As with all apologetic arguments, the Argument from Reason should be presented with humility. It doesn't prove Christianity; it shows that naturalism faces a serious problem and that theism offers a solution.

The argument also reminds us of our dependence on God. We can reason because God made us rational. We can know truth because God is truth. Our every thought is enabled by His grace.

"For in him we live and move and have our being."

— Acts 17:28

Conclusion

The Argument from Reason exposes naturalism's fatal flaw: it cannot account for the very reasoning used to defend it. If our thoughts are just chemical reactions, they cannot be about anything, cannot follow logical laws, cannot be true or false. Naturalism, if true, would undermine our confidence in all beliefs—including belief in naturalism.

Christianity offers what naturalism cannot: a ground for reason. If the universe was created by the Logos—eternal Reason itself—then rationality is fundamental to reality. If we are made in God's image, our minds genuinely reflect divine rationality, and our pursuit of truth can succeed.

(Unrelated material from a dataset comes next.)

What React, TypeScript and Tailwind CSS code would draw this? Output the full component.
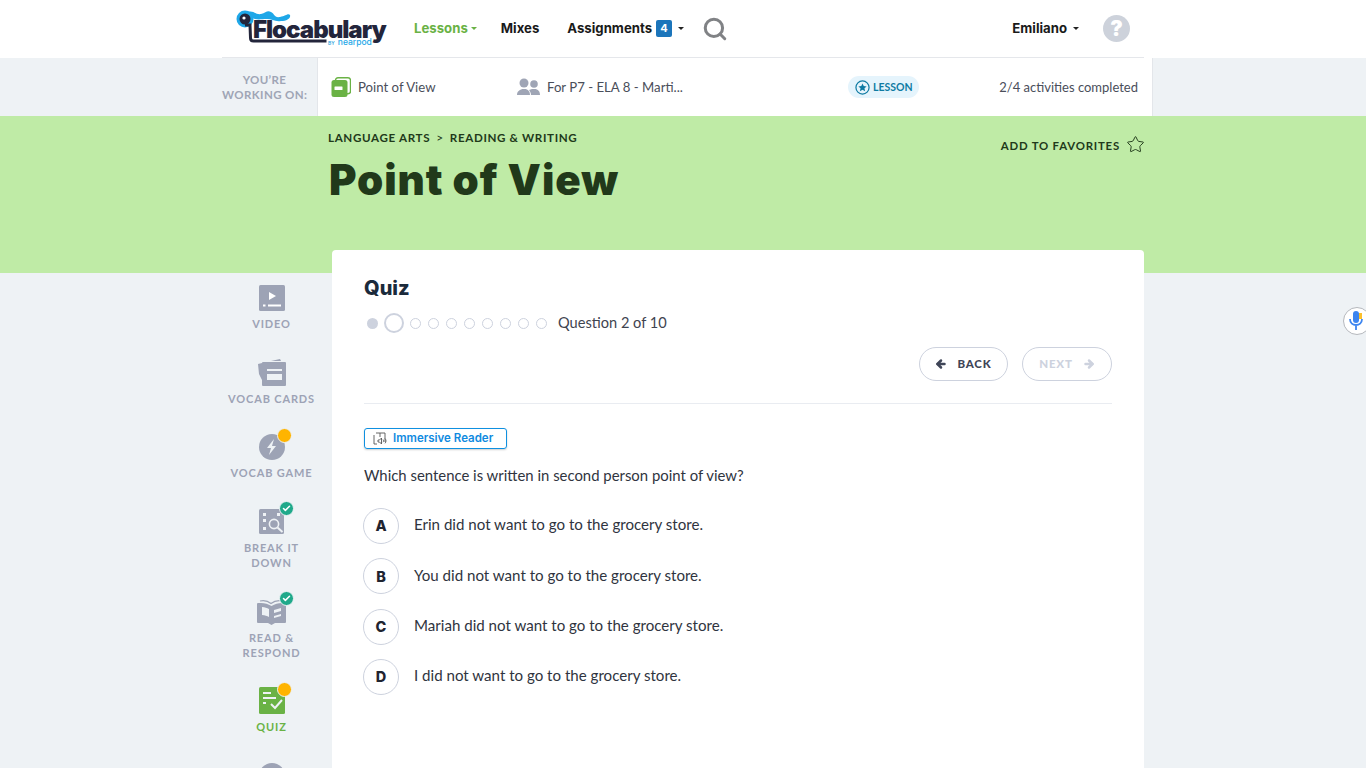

Lewis was right: "Unless I believe in God, I cannot believe in thought: so I can never use thought to disbelieve in God." The naturalist who argues against God is using a gift from God—the gift of reason—to deny the Giver. The argument from reason invites them to reconsider: perhaps the very capacity to think is itself evidence of the Mind behind all minds.

💬

Discussion Questions

  1. C.S. Lewis argued that "unless I believe in God, I cannot believe in thought." What does he mean by this? How would you explain this idea to someone unfamiliar with philosophy?
  2. Victor Reppert identifies several features of reason (truth-aptness, intentionality, logical laws, mental causation) that naturalism struggles to explain. Which of these do you find most compelling as evidence against naturalism? Why?
  3. How does John 1:1—"In the beginning was the Logos"—provide a foundation for trusting reason? What does it mean to say that reason is "built into the fabric of reality" rather than being a late-arriving product of evolution?